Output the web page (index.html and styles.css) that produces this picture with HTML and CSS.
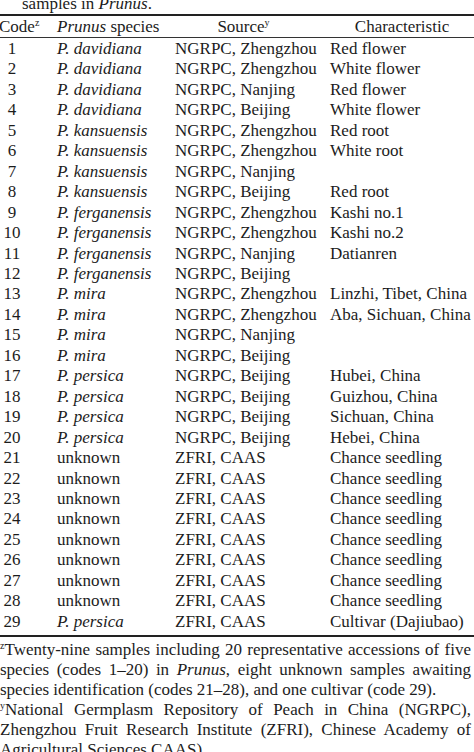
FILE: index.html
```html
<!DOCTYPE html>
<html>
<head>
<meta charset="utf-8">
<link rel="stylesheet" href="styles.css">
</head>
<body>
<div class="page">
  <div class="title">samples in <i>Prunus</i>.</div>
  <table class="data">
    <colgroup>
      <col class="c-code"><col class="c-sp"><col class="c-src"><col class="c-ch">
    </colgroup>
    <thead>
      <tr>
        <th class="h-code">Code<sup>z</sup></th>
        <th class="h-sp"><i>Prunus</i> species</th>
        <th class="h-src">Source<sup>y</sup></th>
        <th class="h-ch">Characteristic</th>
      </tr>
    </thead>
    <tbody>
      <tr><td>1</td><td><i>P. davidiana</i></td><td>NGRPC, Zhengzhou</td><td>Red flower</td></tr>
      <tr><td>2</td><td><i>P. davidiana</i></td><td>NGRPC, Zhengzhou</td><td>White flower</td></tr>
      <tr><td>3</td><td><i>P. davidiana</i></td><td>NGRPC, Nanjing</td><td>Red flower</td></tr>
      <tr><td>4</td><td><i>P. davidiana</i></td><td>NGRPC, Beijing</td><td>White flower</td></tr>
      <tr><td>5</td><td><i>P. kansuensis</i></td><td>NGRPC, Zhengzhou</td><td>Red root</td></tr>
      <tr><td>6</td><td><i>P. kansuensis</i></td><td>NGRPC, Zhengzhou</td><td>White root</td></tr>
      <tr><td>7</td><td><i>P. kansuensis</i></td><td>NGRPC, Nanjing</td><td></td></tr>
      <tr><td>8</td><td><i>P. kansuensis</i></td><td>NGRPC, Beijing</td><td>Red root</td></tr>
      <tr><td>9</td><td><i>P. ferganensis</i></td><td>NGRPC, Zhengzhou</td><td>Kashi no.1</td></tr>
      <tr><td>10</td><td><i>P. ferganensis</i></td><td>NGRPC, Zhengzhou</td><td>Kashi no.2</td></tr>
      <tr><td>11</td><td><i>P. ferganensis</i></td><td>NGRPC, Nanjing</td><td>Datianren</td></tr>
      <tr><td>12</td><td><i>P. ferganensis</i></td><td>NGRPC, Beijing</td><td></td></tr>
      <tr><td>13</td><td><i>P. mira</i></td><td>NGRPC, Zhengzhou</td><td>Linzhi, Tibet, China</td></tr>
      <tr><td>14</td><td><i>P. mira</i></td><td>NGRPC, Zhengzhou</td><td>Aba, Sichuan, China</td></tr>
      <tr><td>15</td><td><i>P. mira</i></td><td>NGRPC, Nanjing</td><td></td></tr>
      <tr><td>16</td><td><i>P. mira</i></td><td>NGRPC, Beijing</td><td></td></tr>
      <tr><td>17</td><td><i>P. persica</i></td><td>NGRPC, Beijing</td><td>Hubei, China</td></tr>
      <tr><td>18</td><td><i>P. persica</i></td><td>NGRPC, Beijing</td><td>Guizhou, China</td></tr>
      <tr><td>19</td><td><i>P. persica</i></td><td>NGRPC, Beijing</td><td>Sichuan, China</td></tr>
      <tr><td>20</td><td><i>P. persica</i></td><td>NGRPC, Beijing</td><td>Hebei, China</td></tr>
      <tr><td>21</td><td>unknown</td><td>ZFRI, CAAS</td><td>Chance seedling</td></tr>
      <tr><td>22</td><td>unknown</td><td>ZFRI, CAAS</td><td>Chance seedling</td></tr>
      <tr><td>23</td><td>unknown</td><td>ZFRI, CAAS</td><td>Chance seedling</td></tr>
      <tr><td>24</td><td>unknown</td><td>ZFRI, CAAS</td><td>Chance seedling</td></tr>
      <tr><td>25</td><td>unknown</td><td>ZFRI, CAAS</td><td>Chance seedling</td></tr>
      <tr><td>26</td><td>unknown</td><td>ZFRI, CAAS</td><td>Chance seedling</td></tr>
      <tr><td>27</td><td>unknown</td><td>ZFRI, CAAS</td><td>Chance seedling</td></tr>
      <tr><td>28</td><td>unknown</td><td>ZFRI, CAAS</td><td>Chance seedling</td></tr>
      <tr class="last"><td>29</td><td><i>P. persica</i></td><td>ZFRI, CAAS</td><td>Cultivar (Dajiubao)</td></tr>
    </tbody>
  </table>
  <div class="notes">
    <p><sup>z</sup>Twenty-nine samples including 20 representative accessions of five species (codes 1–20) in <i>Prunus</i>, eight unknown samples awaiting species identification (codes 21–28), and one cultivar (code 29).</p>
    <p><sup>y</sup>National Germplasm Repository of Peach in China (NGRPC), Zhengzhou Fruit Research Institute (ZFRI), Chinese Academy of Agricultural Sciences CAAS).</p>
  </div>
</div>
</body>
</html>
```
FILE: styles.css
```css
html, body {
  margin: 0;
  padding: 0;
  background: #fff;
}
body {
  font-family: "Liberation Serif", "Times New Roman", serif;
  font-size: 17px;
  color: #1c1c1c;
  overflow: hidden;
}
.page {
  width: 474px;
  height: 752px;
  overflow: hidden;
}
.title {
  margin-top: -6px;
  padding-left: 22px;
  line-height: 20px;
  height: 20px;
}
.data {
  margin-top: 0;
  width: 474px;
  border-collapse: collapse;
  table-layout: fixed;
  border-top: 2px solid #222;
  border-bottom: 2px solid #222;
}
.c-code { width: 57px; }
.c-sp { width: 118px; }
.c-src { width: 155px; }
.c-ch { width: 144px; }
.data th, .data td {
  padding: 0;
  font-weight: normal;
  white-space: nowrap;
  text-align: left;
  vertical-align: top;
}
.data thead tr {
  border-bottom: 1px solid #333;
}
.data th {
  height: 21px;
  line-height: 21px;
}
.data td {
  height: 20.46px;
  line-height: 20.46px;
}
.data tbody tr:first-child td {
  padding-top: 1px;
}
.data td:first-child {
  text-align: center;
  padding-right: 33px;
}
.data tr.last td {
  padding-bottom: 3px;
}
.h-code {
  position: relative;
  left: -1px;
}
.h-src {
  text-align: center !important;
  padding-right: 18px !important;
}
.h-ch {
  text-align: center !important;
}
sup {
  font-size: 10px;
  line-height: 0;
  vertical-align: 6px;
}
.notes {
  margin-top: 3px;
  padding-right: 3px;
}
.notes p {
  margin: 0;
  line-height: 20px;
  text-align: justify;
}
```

§ §

Objective
Replicate the material above verbatim; images stay out of the copy.

Task solution
Output the web page (index.html and styles.css) that produces this picture with HTML and CSS.
FILE: index.html
```html
<!DOCTYPE html>
<html>
<head>
<meta charset="utf-8">
<link rel="stylesheet" href="styles.css">
</head>
<body>
<div class="page">
  <div class="title">samples in <i>Prunus</i>.</div>
  <table class="data">
    <colgroup>
      <col class="c-code"><col class="c-sp"><col class="c-src"><col class="c-ch">
    </colgroup>
    <thead>
      <tr>
        <th class="h-code">Code<sup>z</sup></th>
        <th class="h-sp"><i>Prunus</i> species</th>
        <th class="h-src">Source<sup>y</sup></th>
        <th class="h-ch">Characteristic</th>
      </tr>
    </thead>
    <tbody>
      <tr><td>1</td><td><i>P. davidiana</i></td><td>NGRPC, Zhengzhou</td><td>Red flower</td></tr>
      <tr><td>2</td><td><i>P. davidiana</i></td><td>NGRPC, Zhengzhou</td><td>White flower</td></tr>
      <tr><td>3</td><td><i>P. davidiana</i></td><td>NGRPC, Nanjing</td><td>Red flower</td></tr>
      <tr><td>4</td><td><i>P. davidiana</i></td><td>NGRPC, Beijing</td><td>White flower</td></tr>
      <tr><td>5</td><td><i>P. kansuensis</i></td><td>NGRPC, Zhengzhou</td><td>Red root</td></tr>
      <tr><td>6</td><td><i>P. kansuensis</i></td><td>NGRPC, Zhengzhou</td><td>White root</td></tr>
      <tr><td>7</td><td><i>P. kansuensis</i></td><td>NGRPC, Nanjing</td><td></td></tr>
      <tr><td>8</td><td><i>P. kansuensis</i></td><td>NGRPC, Beijing</td><td>Red root</td></tr>
      <tr><td>9</td><td><i>P. ferganensis</i></td><td>NGRPC, Zhengzhou</td><td>Kashi no.1</td></tr>
      <tr><td>10</td><td><i>P. ferganensis</i></td><td>NGRPC, Zhengzhou</td><td>Kashi no.2</td></tr>
      <tr><td>11</td><td><i>P. ferganensis</i></td><td>NGRPC, Nanjing</td><td>Datianren</td></tr>
      <tr><td>12</td><td><i>P. ferganensis</i></td><td>NGRPC, Beijing</td><td></td></tr>
      <tr><td>13</td><td><i>P. mira</i></td><td>NGRPC, Zhengzhou</td><td>Linzhi, Tibet, China</td></tr>
      <tr><td>14</td><td><i>P. mira</i></td><td>NGRPC, Zhengzhou</td><td>Aba, Sichuan, China</td></tr>
      <tr><td>15</td><td><i>P. mira</i></td><td>NGRPC, Nanjing</td><td></td></tr>
      <tr><td>16</td><td><i>P. mira</i></td><td>NGRPC, Beijing</td><td></td></tr>
      <tr><td>17</td><td><i>P. persica</i></td><td>NGRPC, Beijing</td><td>Hubei, China</td></tr>
      <tr><td>18</td><td><i>P. persica</i></td><td>NGRPC, Beijing</td><td>Guizhou, China</td></tr>
      <tr><td>19</td><td><i>P. persica</i></td><td>NGRPC, Beijing</td><td>Sichuan, China</td></tr>
      <tr><td>20</td><td><i>P. persica</i></td><td>NGRPC, Beijing</td><td>Hebei, China</td></tr>
      <tr><td>21</td><td>unknown</td><td>ZFRI, CAAS</td><td>Chance seedling</td></tr>
      <tr><td>22</td><td>unknown</td><td>ZFRI, CAAS</td><td>Chance seedling</td></tr>
      <tr><td>23</td><td>unknown</td><td>ZFRI, CAAS</td><td>Chance seedling</td></tr>
      <tr><td>24</td><td>unknown</td><td>ZFRI, CAAS</td><td>Chance seedling</td></tr>
      <tr><td>25</td><td>unknown</td><td>ZFRI, CAAS</td><td>Chance seedling</td></tr>
      <tr><td>26</td><td>unknown</td><td>ZFRI, CAAS</td><td>Chance seedling</td></tr>
      <tr><td>27</td><td>unknown</td><td>ZFRI, CAAS</td><td>Chance seedling</td></tr>
      <tr><td>28</td><td>unknown</td><td>ZFRI, CAAS</td><td>Chance seedling</td></tr>
      <tr class="last"><td>29</td><td><i>P. persica</i></td><td>ZFRI, CAAS</td><td>Cultivar (Dajiubao)</td></tr>
    </tbody>
  </table>
  <div class="notes">
    <p><sup>z</sup>Twenty-nine samples including 20 representative accessions of five species (codes 1–20) in <i>Prunus</i>, eight unknown samples awaiting species identification (codes 21–28), and one cultivar (code 29).</p>
    <p><sup>y</sup>National Germplasm Repository of Peach in China (NGRPC), Zhengzhou Fruit Research Institute (ZFRI), Chinese Academy of Agricultural Sciences CAAS).</p>
  </div>
</div>
</body>
</html>
```
FILE: styles.css
```css
html, body {
  margin: 0;
  padding: 0;
  background: #fff;
}
body {
  font-family: "Liberation Serif", "Times New Roman", serif;
  font-size: 17px;
  color: #1c1c1c;
  overflow: hidden;
}
.page {
  width: 474px;
  height: 752px;
  overflow: hidden;
}
.title {
  margin-top: -6px;
  padding-left: 22px;
  line-height: 20px;
  height: 20px;
}
.data {
  margin-top: 0;
  width: 474px;
  border-collapse: collapse;
  table-layout: fixed;
  border-top: 2px solid #222;
  border-bottom: 2px solid #222;
}
.c-code { width: 57px; }
.c-sp { width: 118px; }
.c-src { width: 155px; }
.c-ch { width: 144px; }
.data th, .data td {
  padding: 0;
  font-weight: normal;
  white-space: nowrap;
  text-align: left;
  vertical-align: top;
}
.data thead tr {
  border-bottom: 1px solid #333;
}
.data th {
  height: 21px;
  line-height: 21px;
}
.data td {
  height: 20.46px;
  line-height: 20.46px;
}
.data tbody tr:first-child td {
  padding-top: 1px;
}
.data td:first-child {
  text-align: center;
  padding-right: 33px;
}
.data tr.last td {
  padding-bottom: 3px;
}
.h-code {
  position: relative;
  left: -1px;
}
.h-src {
  text-align: center !important;
  padding-right: 18px !important;
}
.h-ch {
  text-align: center !important;
}
sup {
  font-size: 10px;
  line-height: 0;
  vertical-align: 6px;
}
.notes {
  margin-top: 3px;
  padding-right: 3px;
}
.notes p {
  margin: 0;
  line-height: 20px;
  text-align: justify;
}
```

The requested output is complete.